Tenslotte wordt van media verwacht dat zij ruimhartiger gehoor geven aan een oproep van de Raad om een uitspraak tegen hen te publiceren. Indien zij daarin volgens de klager tekortschieten, kan hij daarover een nieuwe klacht indienen.
Kritiek
Genoemde maatregelen zijn tot stand gekomen na overleg met verschillende journalisten en mediaorganisaties. Een aanleiding was het besluit van BNNVARA, drie jaar geleden, om de samenwerking met de Raad op te schorten uit ongenoegen over een uitspraak tegen het journalistieke onderzoeksprogramma Zembla. Hoewel de Raad geen reden ziet daarop terug te komen, heeft hij de algemene kritiek van de omroep, dat de Raad ‘te vaak gebruikt wordt om juridische geschillen uit te vechten’, serieus willen nemen.
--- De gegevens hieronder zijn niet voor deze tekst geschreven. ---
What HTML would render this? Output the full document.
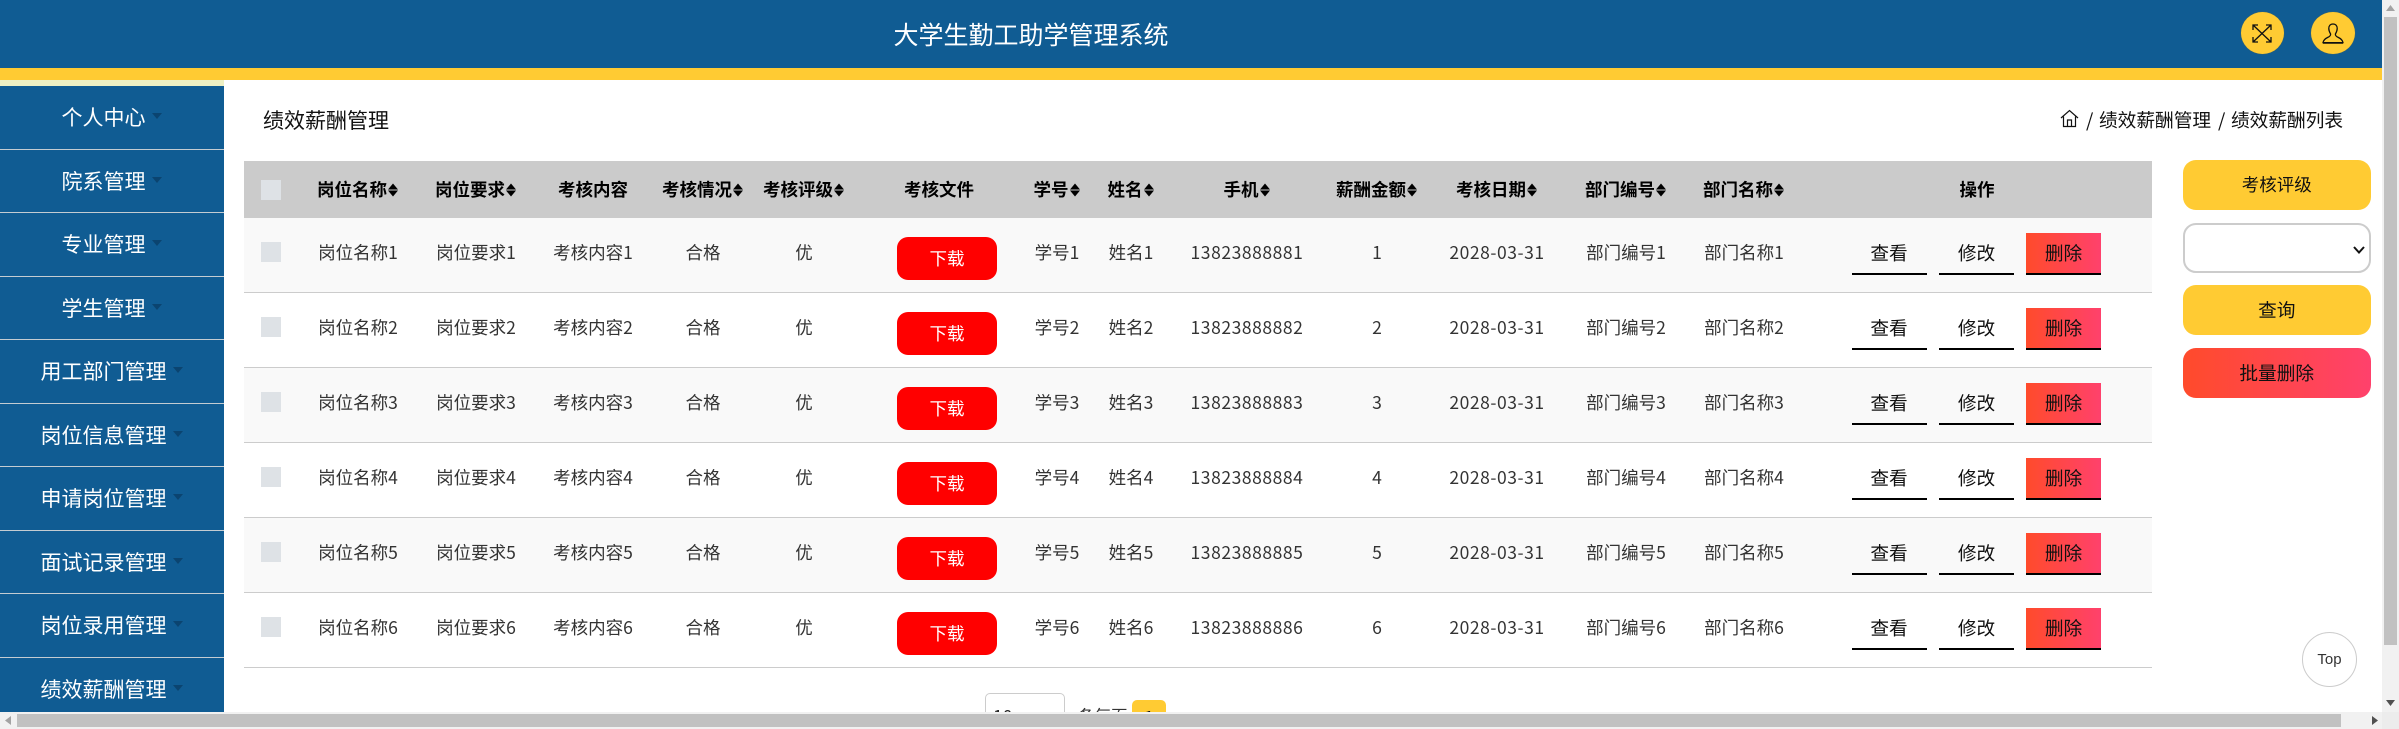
<!DOCTYPE html>
<html lang="zh">
<head>
<meta charset="utf-8">
<title>绩效薪酬管理</title>
<style>
html,body{margin:0;padding:0;background:#fff;width:2399px;height:729px;overflow:hidden}
body{position:relative;font-family:"Liberation Sans","Noto Sans CJK SC",sans-serif;color:#333}
*{box-sizing:border-box}
#m{position:absolute;left:0;top:0;width:2382px;height:712px;overflow:hidden;background:#fff;font-family:"Noto Sans CJK SC","Liberation Sans",sans-serif}
.hd{position:absolute;left:0;top:0;width:2382px;height:68px;background:#105c93}
.yl{position:absolute;left:0;top:68px;width:2382px;height:12px;background:#ffcb33}
.ttl{position:absolute;left:0;top:14px;width:2062px;text-align:center;font-size:25px;line-height:40px;color:#fff}
.ic{position:absolute;top:12px;height:42px;border-radius:50%;background:#ffcb33;box-shadow:0 0 1px #7c7034}
.ic svg{position:absolute;fill:none;stroke:#111}
.pale{position:absolute;left:0;top:80px;width:224px;height:6px;background:#eef0c4}
.sb{position:absolute;left:0;top:86px;width:224px;height:626px;background:#105c93}
.it{position:absolute;left:0;width:224px;height:63px;border-bottom:1px solid #c4ccd2;text-align:center;color:#fff;font-size:21px;line-height:63px;white-space:nowrap}
.it:last-child{border:0}
.it i{display:inline-block;width:0;height:0;border-left:5.5px solid transparent;border-right:5.5px solid transparent;border-top:6px solid #0b4470;margin-left:6px;margin-right:1px;vertical-align:6px}
.sub{position:absolute;left:263px;top:105px;font-size:21px;line-height:30px;color:#111}
.bc{position:absolute;top:106px;font-size:18.7px;line-height:28px;color:#111;white-space:nowrap}
.r{position:absolute;left:244px;width:1907.5px;height:75px;border-bottom:1px solid #ccc;font-size:17.5px;color:#333}
.r.o{background:#f9f9f9}
.h{position:absolute;left:244px;top:161px;width:1907.5px;height:57px;background:#cbcbcb;font-size:17.5px;font-weight:700;color:#000}
.h span{line-height:57px;top:0}
.r span{top:21px;line-height:28px}
span.c{position:absolute;width:200px;text-align:center;white-space:nowrap}
.h svg{width:12px;height:14px;vertical-align:-1px}
.cb{position:absolute;left:17px;width:20px;height:20px;background:#dee2e6}
.h .cb{top:19px}.r .cb{top:24px}
.c1{left:14px}.c2{left:132px}.c3{left:249px}.c4{left:359px}.c5{left:460px}.c6{left:595px}
.c7{left:713px}.c8{left:787px}.c9{left:903px}.c10{left:1033px}.c11{left:1153px}.c12{left:1282px}.c13{left:1400px}.c14{left:1633px}
.p{letter-spacing:.55px}
.dl{position:absolute;left:653px;top:19px;width:100px;height:43px;border-radius:11px;background:#f00;color:#fff;text-align:center;font-size:17.5px;line-height:43px}
.b{position:absolute;top:15px;width:75px;height:42px;border-bottom:2px solid #000;color:#111;text-align:center;font-size:18.7px;line-height:40px}
.b.v{left:1607.5px}.b.e{left:1695px}
.b.d{left:1782px;background:linear-gradient(90deg,#ff4b2b,#ff416c)}
.sd{position:absolute;left:2183px;width:187.5px;height:50px;border-radius:13px;background:#ffcb33;text-align:center;color:#111;line-height:50px}
.sel{position:absolute;left:2183px;top:223px;width:187.5px;height:50px;border:2px solid #ccc;border-radius:13px;background:#fff}
.sel svg{position:absolute;left:168px;top:21px}
.top{position:absolute;left:2302px;top:632px;width:55px;height:55px;border:1px solid #ccc;border-radius:50%;background:#fff;text-align:center;font:15px/53px "Liberation Sans",sans-serif;color:#333}
.ps{position:absolute;left:985px;top:693px;width:80px;height:48px;border:1px solid #ccc;border-radius:5px;background:#fff;font-size:17.5px;line-height:46px;padding-left:7px;color:#222}
.sc{position:absolute;background:#f1f1f1}
.th{position:absolute;background:#c1c1c1}
</style>
</head>
<body>
<div id="m">
  <div class="hd"></div>
  <div class="yl"></div>
  <div class="ttl">大学生勤工助学管理系统</div>
  <div class="ic" style="left:2241px;width:43px">
    <svg style="left:11px;top:12px" width="20" height="19" viewBox="0 0 20 19" stroke-width="1.3"><path d="M1 1L19 18M19 1L1 18M1 6V1H6M14 1H19V6M1 13V18H6M14 18H19V13"/></svg>
  </div>
  <div class="ic" style="left:2311px;width:44px">
    <svg style="left:11px;top:11px" width="22" height="21" viewBox="0 0 22 21" stroke-width="1.3"><path d="M11 1C8.2 1 6.8 3 6.8 5.5C6.8 8 7.8 9.6 8.6 11C8.8 12.6 7.6 13.6 5.8 14.4C3.6 15.4 1.6 16.6 1 19.6H21C20.4 16.6 18.4 15.4 16.2 14.4C14.4 13.6 13.2 12.6 13.4 11C14.2 9.6 15.2 8 15.2 5.5C15.2 3 13.8 1 11 1Z"/><path d="M1 20H21" stroke-width="1.6"/></svg>
  </div>

  <div class="pale"></div>
  <div class="sb">
    <div class="it" style="top:0;height:64px">个人中心<i></i></div>
    <div class="it" style="top:64px">院系管理<i></i></div>
    <div class="it" style="top:127px;height:64px">专业管理<i></i></div>
    <div class="it" style="top:191px">学生管理<i></i></div>
    <div class="it" style="top:254px;height:64px">用工部门管理<i></i></div>
    <div class="it" style="top:318px">岗位信息管理<i></i></div>
    <div class="it" style="top:381px;height:64px">申请岗位管理<i></i></div>
    <div class="it" style="top:445px">面试记录管理<i></i></div>
    <div class="it" style="top:508px;height:64px">岗位录用管理<i></i></div>
    <div class="it" style="top:572px;height:54px">绩效薪酬管理<i></i></div>
  </div>

  <div class="sub">绩效薪酬管理</div>
  <svg style="position:absolute;left:2060px;top:109px" width="19" height="19" viewBox="0 0 19 19" fill="none" stroke="#111" stroke-width="1.2"><path d="M1 9L9.5 1.5L18 9M3.5 7.5V17.5H15.5V7.5M7.5 17.5V11H11.5V17.5"/></svg>
  <div class="bc" style="left:2086px">/</div>
  <div class="bc" style="left:2099px">绩效薪酬管理</div>
  <div class="bc" style="left:2218px">/</div>
  <div class="bc" style="left:2231px">绩效薪酬列表</div>

  <div class="h">
    <div class="cb"></div>
    <span class="c c1">岗位名称<svg viewBox="0 0 12 14"><path d="M6 .5L11 6.5H1zM6 13.500L1 7.500H11z"/></svg></span>
    <span class="c c2">岗位要求<svg viewBox="0 0 12 14"><path d="M6 .5L11 6.5H1zM6 13.500L1 7.500H11z"/></svg></span>
    <span class="c c3">考核内容</span>
    <span class="c c4">考核情况<svg viewBox="0 0 12 14"><path d="M6 .5L11 6.5H1zM6 13.500L1 7.500H11z"/></svg></span>
    <span class="c c5">考核评级<svg viewBox="0 0 12 14"><path d="M6 .5L11 6.5H1zM6 13.500L1 7.500H11z"/></svg></span>
    <span class="c c6">考核文件</span>
    <span class="c c7">学号<svg viewBox="0 0 12 14"><path d="M6 .5L11 6.5H1zM6 13.500L1 7.500H11z"/></svg></span>
    <span class="c c8">姓名<svg viewBox="0 0 12 14"><path d="M6 .5L11 6.5H1zM6 13.500L1 7.500H11z"/></svg></span>
    <span class="c c9">手机<svg viewBox="0 0 12 14"><path d="M6 .5L11 6.5H1zM6 13.500L1 7.500H11z"/></svg></span>
    <span class="c c10">薪酬金额<svg viewBox="0 0 12 14"><path d="M6 .5L11 6.5H1zM6 13.500L1 7.500H11z"/></svg></span>
    <span class="c c11">考核日期<svg viewBox="0 0 12 14"><path d="M6 .5L11 6.5H1zM6 13.500L1 7.500H11z"/></svg></span>
    <span class="c c12">部门编号<svg viewBox="0 0 12 14"><path d="M6 .5L11 6.5H1zM6 13.500L1 7.500H11z"/></svg></span>
    <span class="c c13">部门名称<svg viewBox="0 0 12 14"><path d="M6 .5L11 6.5H1zM6 13.500L1 7.500H11z"/></svg></span>
    <span class="c c14">操作</span>
  </div>

  <div class="r o" style="top:218px">
    <div class="cb"></div>
    <span class="c c1">岗位名称1</span><span class="c c2">岗位要求1</span><span class="c c3">考核内容1</span><span class="c c4">合格</span><span class="c c5">优</span>
    <div class="dl">下载</div>
    <span class="c c7">学号1</span><span class="c c8">姓名1</span><span class="c c9 p">13823888881</span><span class="c c10">1</span><span class="c c11 p">2028-03-31</span><span class="c c12">部门编号1</span><span class="c c13">部门名称1</span>
    <div class="b v">查看</div><div class="b e">修改</div><div class="b d">删除</div>
  </div>
  <div class="r" style="top:293px">
    <div class="cb"></div>
    <span class="c c1">岗位名称2</span><span class="c c2">岗位要求2</span><span class="c c3">考核内容2</span><span class="c c4">合格</span><span class="c c5">优</span>
    <div class="dl">下载</div>
    <span class="c c7">学号2</span><span class="c c8">姓名2</span><span class="c c9 p">13823888882</span><span class="c c10">2</span><span class="c c11 p">2028-03-31</span><span class="c c12">部门编号2</span><span class="c c13">部门名称2</span>
    <div class="b v">查看</div><div class="b e">修改</div><div class="b d">删除</div>
  </div>
  <div class="r o" style="top:368px">
    <div class="cb"></div>
    <span class="c c1">岗位名称3</span><span class="c c2">岗位要求3</span><span class="c c3">考核内容3</span><span class="c c4">合格</span><span class="c c5">优</span>
    <div class="dl">下载</div>
    <span class="c c7">学号3</span><span class="c c8">姓名3</span><span class="c c9 p">13823888883</span><span class="c c10">3</span><span class="c c11 p">2028-03-31</span><span class="c c12">部门编号3</span><span class="c c13">部门名称3</span>
    <div class="b v">查看</div><div class="b e">修改</div><div class="b d">删除</div>
  </div>
  <div class="r" style="top:443px">
    <div class="cb"></div>
    <span class="c c1">岗位名称4</span><span class="c c2">岗位要求4</span><span class="c c3">考核内容4</span><span class="c c4">合格</span><span class="c c5">优</span>
    <div class="dl">下载</div>
    <span class="c c7">学号4</span><span class="c c8">姓名4</span><span class="c c9 p">13823888884</span><span class="c c10">4</span><span class="c c11 p">2028-03-31</span><span class="c c12">部门编号4</span><span class="c c13">部门名称4</span>
    <div class="b v">查看</div><div class="b e">修改</div><div class="b d">删除</div>
  </div>
  <div class="r o" style="top:518px">
    <div class="cb"></div>
    <span class="c c1">岗位名称5</span><span class="c c2">岗位要求5</span><span class="c c3">考核内容5</span><span class="c c4">合格</span><span class="c c5">优</span>
    <div class="dl">下载</div>
    <span class="c c7">学号5</span><span class="c c8">姓名5</span><span class="c c9 p">13823888885</span><span class="c c10">5</span><span class="c c11 p">2028-03-31</span><span class="c c12">部门编号5</span><span class="c c13">部门名称5</span>
    <div class="b v">查看</div><div class="b e">修改</div><div class="b d">删除</div>
  </div>
  <div class="r" style="top:593px">
    <div class="cb"></div>
    <span class="c c1">岗位名称6</span><span class="c c2">岗位要求6</span><span class="c c3">考核内容6</span><span class="c c4">合格</span><span class="c c5">优</span>
    <div class="dl">下载</div>
    <span class="c c7">学号6</span><span class="c c8">姓名6</span><span class="c c9 p">13823888886</span><span class="c c10">6</span><span class="c c11 p">2028-03-31</span><span class="c c12">部门编号6</span><span class="c c13">部门名称6</span>
    <div class="b v">查看</div><div class="b e">修改</div><div class="b d">删除</div>
  </div>

  <div class="sd" style="top:160px;font-size:17.5px">考核评级</div>
  <div class="sel"><svg width="12" height="8" viewBox="0 0 12 8" fill="none" stroke="#111" stroke-width="2"><path d="M1 1L6 6.500L11 1"/></svg></div>
  <div class="sd" style="top:285px;font-size:18.7px">查询</div>
  <div class="sd" style="top:348px;font-size:18.7px;background:linear-gradient(90deg,#ff4b2b,#ff416c)">批量删除</div>

  <div class="ps">10<svg style="position:absolute;left:61px;top:18px" width="12" height="8" viewBox="0 0 12 8" fill="none" stroke="#999" stroke-width="1.5"><path d="M1 1L6 6L11 1"/></svg></div>
  <div style="position:absolute;left:1078px;top:701px;font-size:16.5px;line-height:28px;color:#333">条每页</div>
  <div style="position:absolute;left:1132px;top:700px;width:34px;height:34px;border-radius:5px;background:#ffcb33;text-align:center;font-size:17.5px;line-height:36px;color:#111">1</div>

  <div class="top">Top</div>
</div>

<div class="sc" style="left:2382px;top:0;width:17px;height:712px"></div>
<div class="th" style="left:2384px;top:17px;width:13px;height:628px"></div>
<svg style="position:absolute;left:2386px;top:5px" width="9" height="6"><path d="M4.500 0L9 6H0z" fill="#a3a3a3"/></svg>
<svg style="position:absolute;left:2386px;top:700px" width="9" height="6"><path d="M4.500 6L9 0H0z" fill="#505050"/></svg>
<div class="sc" style="left:0;top:712px;width:2399px;height:17px"></div>
<div class="th" style="left:17px;top:714px;width:2324px;height:13px"></div>
<svg style="position:absolute;left:5px;top:716px" width="6" height="9"><path d="M0 4.500L6 0V9z" fill="#a3a3a3"/></svg>
<svg style="position:absolute;left:2372px;top:716px" width="6" height="9"><path d="M6 4.500L0 0V9z" fill="#505050"/></svg>
<div style="position:absolute;left:2382px;top:712px;width:17px;height:17px;background:#ececec"></div>
</body>
</html>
De Raad ziet ook bij de behandeling van klachten een toenemende ‘juridisering’. Het aantal zaken is al jaren vrij stabiel, maar meer klagers laten zich bijstaan door juristen, met als gevolg dat ook meer media dat doen. Er komen vaker omvangrijke en complexe dossiers ter tafel. De hoorzittingen krijgen daardoor een formeler karakter dan beoogd.
Juridische druk kan ook afbreuk doen aan de laagdrempeligheid. Klachtbehandeling door de Raad is gratis, maar partijen kunnen veronderstellen dat zij meer kans van slagen hebben met (kostbare) juridische bijstand.
De Raad hecht aan een duidelijk onderscheid met de rechtspraak. Media hebben de Raad in 1960 opgericht als een vorm van zelfregulering waaraan zij zelf vrijwillig meewerken. Klagers, die menen door een publicatie te zijn benadeeld en er met de hoofdredactie niet uitkomen, kunnen een klacht indienen. Na het horen van beide partijen, komt een commissie (twee journalisten, een deskundige, een burger en een jurist als voorzitter) tot een oordeel op basis van algemene normen over journalistieke zorgvuldigheid. Als de klacht gegrond is, verzoekt de Raad het betrokken medium dat aan zijn publiek te melden. De Raad publiceert zelf alle uitspraken maar heeft verder geen machtsmiddelen.
Een rechter beoordeelt de rechtmatigheid van publicaties, waarbij hij verschillende grondrechten afweegt. Hij kan sancties als een rectificatie of een schadevergoeding opleggen. De kosten van een juridische procedure kunnen hoog zijn.
Hoe groot de verschillen ook zijn, rechters zeggen uitspraken van de Raad wel mee te wegen in hun vonnissen. Voor klagers kan dat reden zijn eerst een klacht in te dienen bij de Raad.
Zij kunnen een voor hen gunstige uitspraak van de Raad ook gebruiken om druk uit te oefenen op redacties door te dreigen met juridische vervolgstappen als zij niet alsnog te bewegen zijn tot een schadevergoeding of rectificatie.
De Raad voor de Journalistiek vindt dat strijdig met aard en opzet van zijn klachtbehandeling.
De genoemde maatregelen gelden voor een proefperiode van twee jaar.